Despite their competitive spirit on the water, these radio-control helmsmen and -women are a welcoming group. They’re excited to talk shop and fraternize among themselves, comparing modes and setups of different rigs and how each baby 12 Meter is tuned. Some of the rigs are aluminum, and others are carbon twigs; all are built and cared for with the precision of an America’s Cup shore team.

Remote Controlled sailing

Sailors come from as far as Vermont and Michigan to race the Sun City ­Championship in Beaufort, South Carolina. Paul Todd/Outside Images

Launching an EC 12 is not as simple as removing it from its cradle and placing it into the water. Each 24-pound boat measures 59 inches in length, and the mast stands 72 inches above the deck, holding up 1,300 square inches of sail. To ease the task, Bob Dudinsky, an EC 12 sailor and owner of RMD Marine, a EC 12 supplier in St. Petersburg, Florida, has developed an ingenious boat lift for transporting the boats to and from the water. This apparatus, with powder-coated tubular aluminum and foam wrapped around both ends, hooks perfectly under the EC 12’s bow and stern. The design allows a boat to be lifted using the medically recommended lifting method — from the side of the body and a straight back — when the boat is fully rigged.

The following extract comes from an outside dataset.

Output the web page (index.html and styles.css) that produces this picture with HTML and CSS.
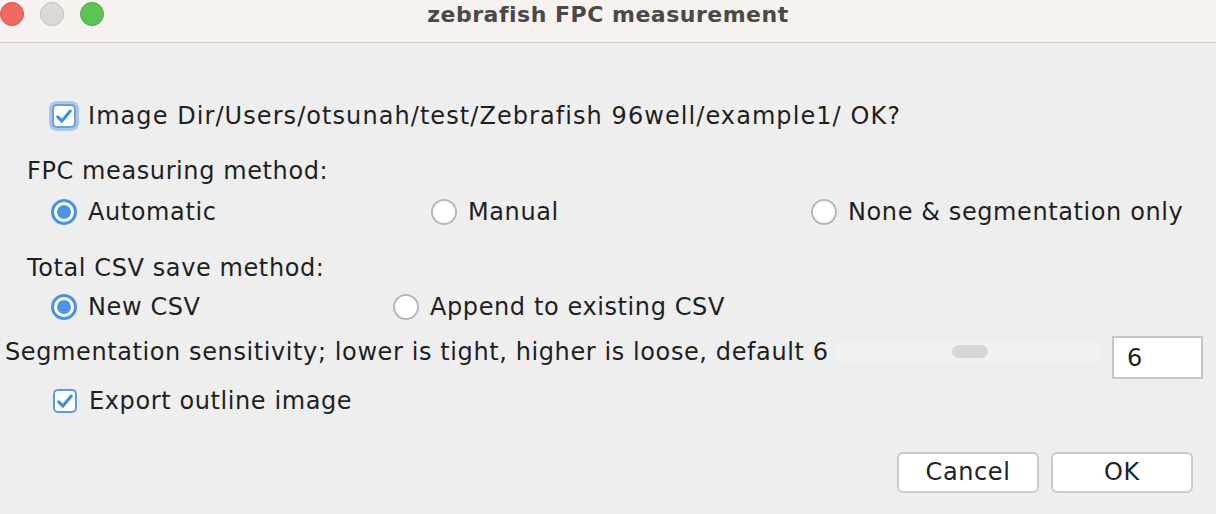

On the racecourse, orange foam buoys are placed strategically to allow for changing wind directions. On the water level of the tree-rimmed lake, especially, winds change often. Gusts are unpredictable and erratic. The most eager of the remote-­control yachtsmen have their model boats on the water long before the 0930 skippers’ meeting, practicing tactical maneuvers before the first race of the day.

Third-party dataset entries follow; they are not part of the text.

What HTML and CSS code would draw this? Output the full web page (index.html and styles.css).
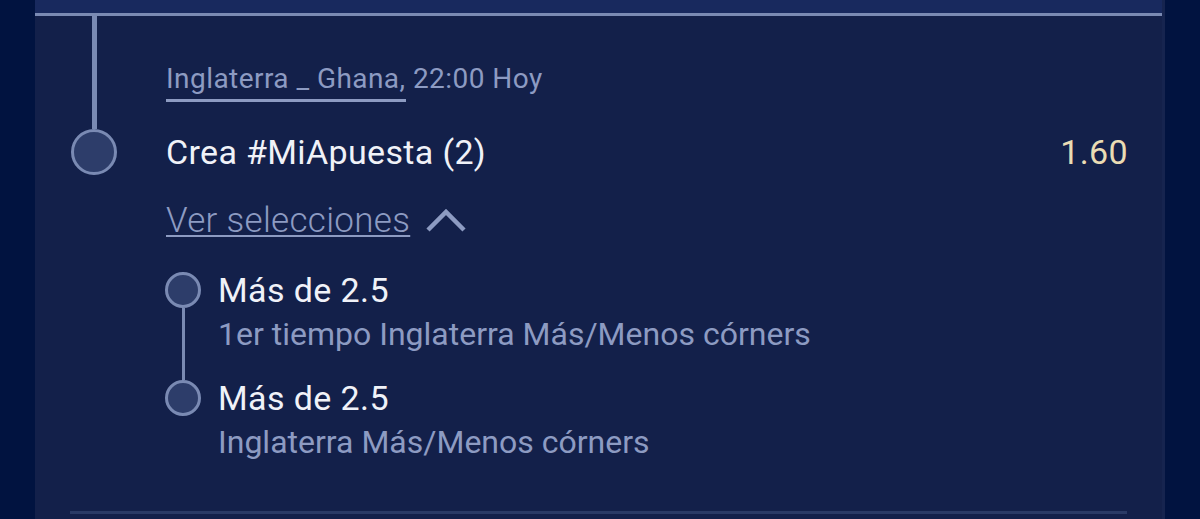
FILE: index.html
```html
<!DOCTYPE html>
<html lang="es">
<head>
<meta charset="utf-8">
<title>Crea #MiApuesta</title>
<link rel="stylesheet" href="styles.css">
</head>
<body>
<div class="card">
  <div class="card-top"></div>
  <div class="bet-head">
    <div class="rail">
      <div class="rail-line"></div>
      <div class="rail-dot"></div>
    </div>
    <div class="bet-main">
      <div class="event"><span class="event-name">Inglaterra _ Ghana,</span> 22:00 Hoy</div>
      <div class="bet-title">
        <span class="bet-name">Crea #MiApuesta (2)</span>
        <span class="odds">1.60</span>
      </div>
    </div>
  </div>
  <div class="bet-body">
    <div class="toggle">
      <span class="toggle-text">Ver selecciones</span>
      <svg class="chevron" width="40" height="24" viewBox="0 0 40 24"><polyline points="2,22 20,4 38,22" fill="none" stroke="#8d9bc2" stroke-width="4.5"/></svg>
    </div>
    <div class="selections">
      <div class="sel sel-first">
        <div class="sel-rail">
          <div class="sel-seg"></div>
          <div class="sel-dot"></div>
          <div class="sel-line"></div>
        </div>
        <div class="sel-text">
          <div class="sel-title">Más de 2.5</div>
          <div class="sel-sub">1er tiempo Inglaterra Más/Menos córners</div>
        </div>
      </div>
      <div class="sel sel-last">
        <div class="sel-rail">
          <div class="sel-seg"></div>
          <div class="sel-dot"></div>
          <div class="sel-line"></div>
        </div>
        <div class="sel-text">
          <div class="sel-title">Más de 2.5</div>
          <div class="sel-sub">Inglaterra Más/Menos córners</div>
        </div>
      </div>
    </div>
  </div>
  <div class="separator"></div>
</div>
</body>
</html>
```
FILE: styles.css
```css
html, body {
  margin: 0;
  padding: 0;
  background: #011340;
  height: 100%;
  overflow: hidden;
}
body {
  font-family: Roboto, "Noto Sans", sans-serif;
}
.card {
  margin: 0 35px;
  background: #13204a;
  min-height: 519px;
  box-sizing: border-box;
  border-right: 3px solid #16244f;
}
.card-top {
  height: 13px;
  background: #18295e;
  border-bottom: 3px solid #7a8ab3;
}
.bet-head {
  display: flex;
  padding-left: 36px;
}
.rail {
  width: 46px;
  display: flex;
  flex-direction: column;
  align-items: center;
  flex: none;
}
.rail-line {
  flex: 1;
  width: 5px;
  background: #7a8ab3;
}
.rail-dot {
  width: 46px;
  height: 46px;
  box-sizing: border-box;
  border-radius: 50%;
  border: 3px solid #7a8ab3;
  background: #2d3d6a;
}
.bet-main {
  flex: 1;
  margin-left: 49px;
  padding-right: 34px;
}
.event {
  padding-top: 47px;
  font-size: 28px;
  line-height: 32px;
  letter-spacing: 0.45px;
  color: #8d9bc2;
}
.event-name {
  display: inline-block;
  padding-bottom: 4px;
  border-bottom: 3px solid #8d9bc2;
}
.bet-title {
  margin-top: 27px;
  height: 46px;
  display: flex;
  justify-content: space-between;
  align-items: center;
  font-size: 34px;
  line-height: 46px;
  letter-spacing: 0.35px;
}
.bet-name {
  color: #f0f2f8;
}
.odds {
  color: #eadcb4;
}
.bet-body {
  padding-left: 131px;
}
.toggle {
  margin-top: 26px;
  display: flex;
  align-items: center;
  height: 40px;
}
.toggle-text {
  font-size: 35px;
  line-height: 40px;
  font-weight: 300;
  letter-spacing: 0.3px;
  color: #8d9bc2;
  text-decoration: underline;
  text-decoration-thickness: 2px;
  text-underline-offset: 3px;
}
.chevron {
  margin-left: 16px;
  margin-top: -2px;
}
.selections {
  margin-top: 27px;
}
.sel {
  display: flex;
}
.sel-rail {
  width: 36px;
  flex: none;
  display: flex;
  flex-direction: column;
  align-items: center;
  margin-left: -1px;
}
.sel-seg {
  height: 4px;
  width: 3px;
  background: #7a8ab3;
}
.sel-dot {
  width: 36px;
  height: 36px;
  box-sizing: border-box;
  border-radius: 50%;
  border: 3px solid #7a8ab3;
  background: #2d3d6a;
}
.sel-line {
  flex: 1;
  width: 3px;
  background: #7a8ab3;
}
.sel-first .sel-seg,
.sel-last .sel-line {
  background: transparent;
}
.sel-text {
  margin-left: 17px;
}
.sel-first .sel-text {
  padding-bottom: 20px;
}
.sel-title {
  font-size: 34px;
  line-height: 44px;
  letter-spacing: 0.4px;
  color: #f0f2f8;
}
.sel-sub {
  font-size: 32px;
  line-height: 44px;
  color: #8d9bc2;
}
.separator {
  margin: 47px 35px 0;
  height: 3px;
  background: #2a3a66;
}
```
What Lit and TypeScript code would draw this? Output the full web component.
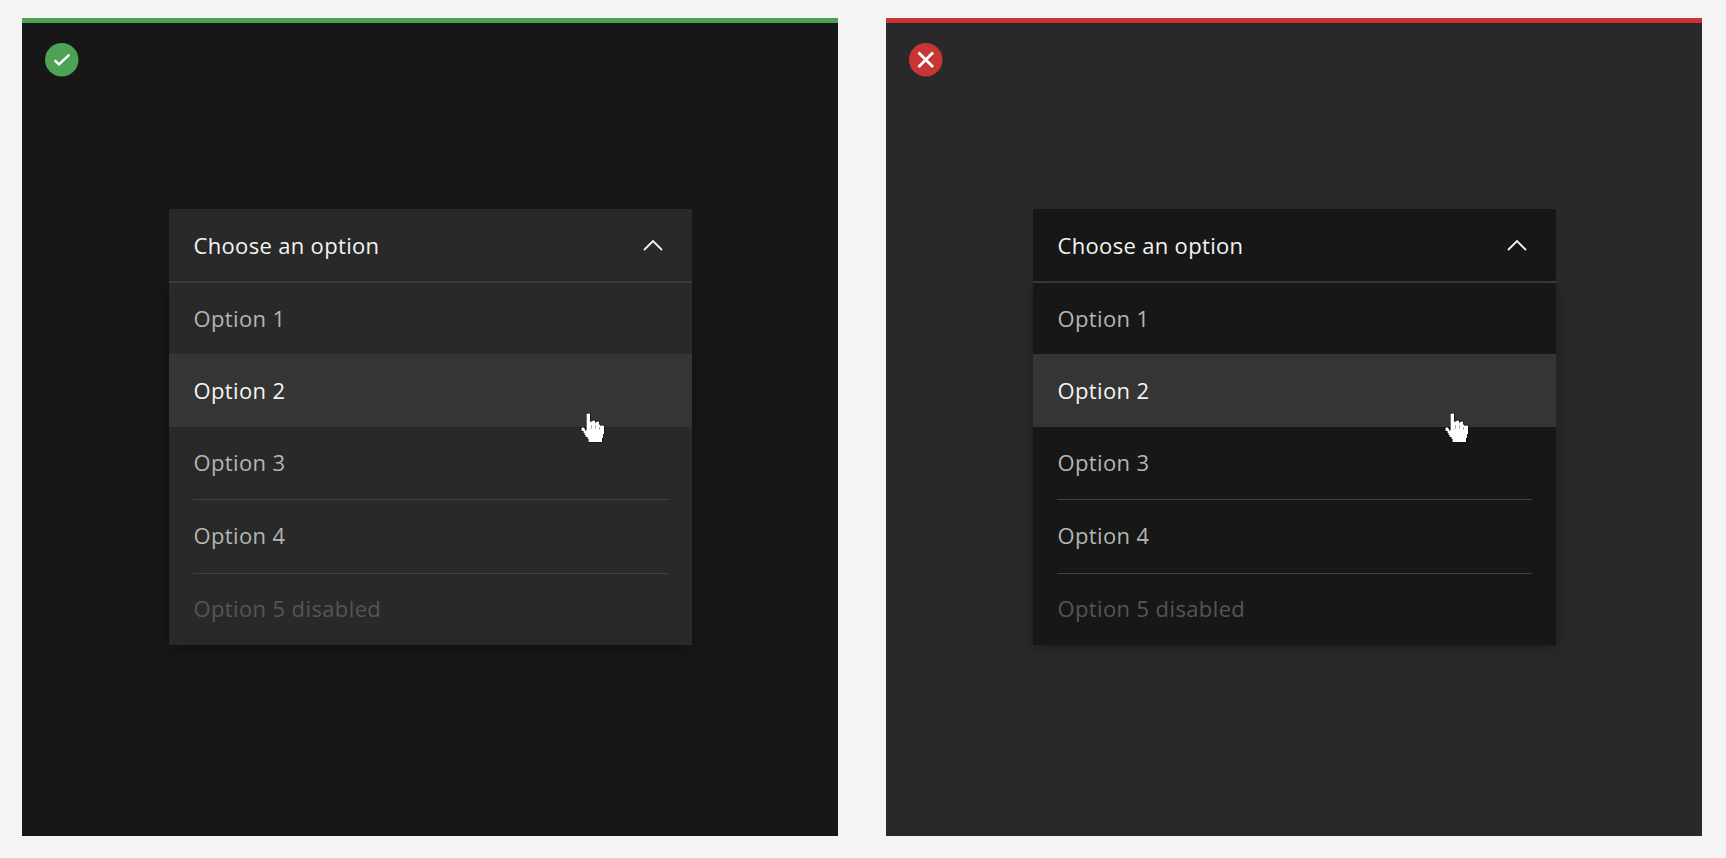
import { LitElement, html, css, svg } from "lit";
import { customElement } from "lit/decorators.js";

const hand = svg`<svg class="cursor" width="25" height="31" viewBox="0 0 25 31" shape-rendering="crispEdges"><path fill="#fff" stroke="#111" stroke-width="0.6" d="M6 1H10V9H12V8H15V10H16V9H19V12H20V13H24V22H23V26H22V30H8V27H7V25H5V23H4V21H3V19H1V15H4V16H5V18H6Z"/><path fill="none" stroke="#b0b0b0" stroke-width="1" d="M11.5 13v4M15.5 13v4M19.5 15v3"/></svg>`;

@customElement("app-root")
export class AppRoot extends LitElement {
  static styles = css`
    :host {
      display: block;
      width: 1726px;
      height: 858px;
      background: #f4f4f4;
      font-family: "Open Sans", "Noto Sans", sans-serif;
    }
    .page {
      display: flex;
      gap: 48px;
      padding: 18px 24px 22px 22px;
      height: 858px;
      box-sizing: border-box;
    }
    .panel {
      position: relative;
      width: 816px;
      height: 818px;
      box-sizing: border-box;
      border-top: 5px solid;
      display: flex;
      flex-direction: column;
      align-items: center;
      padding-top: 186px;
    }
    .do { background: #171717; border-color: #4ea256; --menu: #292929; }
    .dont { background: #292929; border-color: #c93434; --menu: #171717; }
    .badge { position: absolute; left: 23px; top: 20px; width: 33.5px; height: 33.5px; }
    .dropdown { width: 523px; }
    .head {
      height: 74px;
      box-sizing: border-box;
      padding: 0 29px 0 25px;
      display: flex;
      align-items: center;
      justify-content: space-between;
      color: #f4f4f4;
      font-size: 22px;
      letter-spacing: 0.33px;
      background: var(--menu);
      border-bottom: 2px solid #3d3d3d;
    }
    .menu {
      background: var(--menu);
      box-shadow: 0 3px 12px rgba(0, 0, 0, 0.3);
    }
    .row {
      height: 72px;
      box-sizing: border-box;
      position: relative;
      padding: 0 24px 2px 25px;
      display: flex;
      align-items: center;
      color: #b4b4b4;
      font-size: 22px;
      letter-spacing: 0.38px;
    }
    .row.first { height: 71px; }
    .row.hover { height: 73px; background: #353535; color: #f4f4f4; }
    .row.tall { height: 74px; }
    .row.sep::before {
      content: "";
      position: absolute;
      left: 24px;
      right: 24px;
      top: 0;
      height: 1px;
      background: #404040;
    }
    .row.disabled { color: #555555; }
    .cursor { position: absolute; left: 411px; top: 58px; }
  `;
  render() {
    const panel = (cls: string, badge: unknown) => html`
      <div class="panel ${cls}">
        ${badge}
        <div class="dropdown">
          <div class="head">
            <span>Choose an option</span>
            <svg width="20" height="12" viewBox="0 0 20 12"><path d="M1 11L10 2L19 11" fill="none" stroke="#f4f4f4" stroke-width="1.8"/></svg>
          </div>
          <div class="menu">
            <div class="row first">Option 1</div>
            <div class="row hover">Option 2${hand}</div>
            <div class="row">Option 3</div>
            <div class="row sep tall">Option 4</div>
            <div class="row sep disabled">Option 5 disabled</div>
          </div>
        </div>
      </div>`;
    return html`<div class="page">
      ${panel("do", html`<svg class="badge" viewBox="0 0 33 33"><circle cx="16.5" cy="16.5" r="16.5" fill="#4ea256"/><path d="M9.5 17L13.8 21L24 11.5" fill="none" stroke="#fff" stroke-width="2.4"/></svg>`)}
      ${panel("dont", html`<svg class="badge" viewBox="0 0 33 33"><circle cx="16.5" cy="16.5" r="16.5" fill="#c93434"/><path d="M9.3 9.3L23.7 23.7M23.7 9.3L9.3 23.7" fill="none" stroke="#fff" stroke-width="2.8"/></svg>`)}
    </div>`;
  }
}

Racing commences with a booming ­prerecorded countdown from a handcrafted wooden cassette player.

“Three … two … one …”

Then the hollering begins: “Don’t come down!” “You can’t go in there!” “You have no room!”

Sound familiar?

It’s amusing to watch the sailors, shoulder to shoulder, elbowing each other to get ahead. Caught up in the excitement of the races, not a single competitor worries about disturbing the resident gator. Conditions range from light to gusty, depending on what cloud rolls over the racecourse. ­Reichard Kahle, of Charleston, South ­Carolina, manages the venue best and is crowned the Sun City Regatta champion.